Sunday, September 30, 2012

Should churches marry members of the public?

Recently I heard an interview on Radio New Zealand National in which lawyer Grant Ilingworth discussed some of the legal implications of the Marriage Equality bill currently before parliament.  His view is that, as churches marry members of the general public, they wouldn't be able to refuse to marry a couple on the grounds that they were of the same sex.  Institutions that offer services to the public are covered by the Bill of Rights (IIRC), which states that such institutions can't discriminate on the grounds of sexual orientation.

His view doesn't appear to be uncontested, but regardless, it led me to what I suspect is an important question.  Should churches be marrying members of the public (as opposed to only marrying people within our own church communities)?

The disquiet in the Christian community at the prospect of same-sex marriages seems to hinge on the idea that such marriages are unbiblical.  However, is it only same-sex marriages that fail this test?

An opinion piece in a recent edition of The Baptist included this sentence:
Ephesians 5:22-33 provides us with the Apostle Paul’s pattern for how this male/female marriage is to function as an outworking of a man and woman’s mutual confession of their sin and faith in Christ, which forms the glue to their convental commitment with one another in marriage.
When I got married I was conscious of making a covenantal commitment in the presence of God and my community.  However, many of my married non-Christian friends don't even believe that God exists.  They certainly haven't made a "confession of their sin and faith in Christ" at any point, nor were they calling on God to bear witness at the time of their marriage.  It seems to me that their marriages aren't any more Biblical than a same-sex marriage.

Hence my question: should the Church solemnise such marriages?  Especially if we are unwilling to solemnise other marriages on the grounds that they are unbiblical.

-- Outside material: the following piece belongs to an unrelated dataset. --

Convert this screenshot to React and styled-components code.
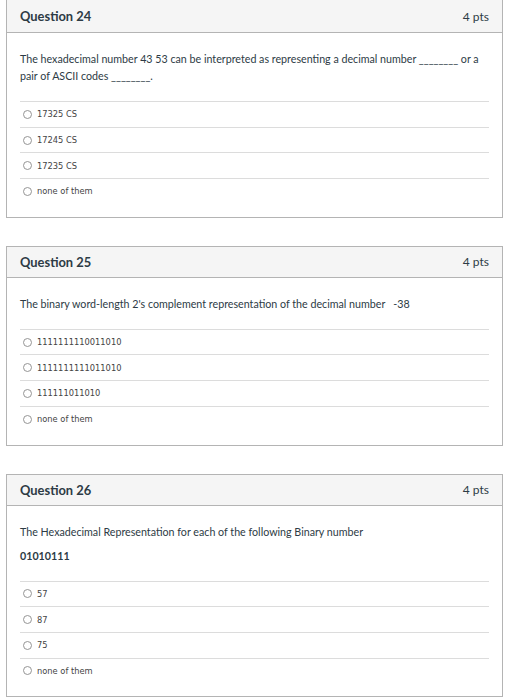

Such a policy would mean that all marriages conducted by churches would have to meet whatever conditions the Church (or church) thought necessary in order for the marriage to be genuinely Biblical.  It is highly unlikely that such a policy would prevent clergy from ever being asked to marry same-sex couples, but it would mean that they would be able to respond to such a request by discussing its Biblical merits.  Potentially even by asking the couple why they felt that it was appropriate for them, as Christians, to contract such a marriage.

Were we to refuse to marry any couples from outside of the Christian community, that would presumably also have the handy extra consequence of preventing us from falling foul of the sexual orientation discrimination provisions in the Bill of Rights as we would no longer be an institution offering a service to the public.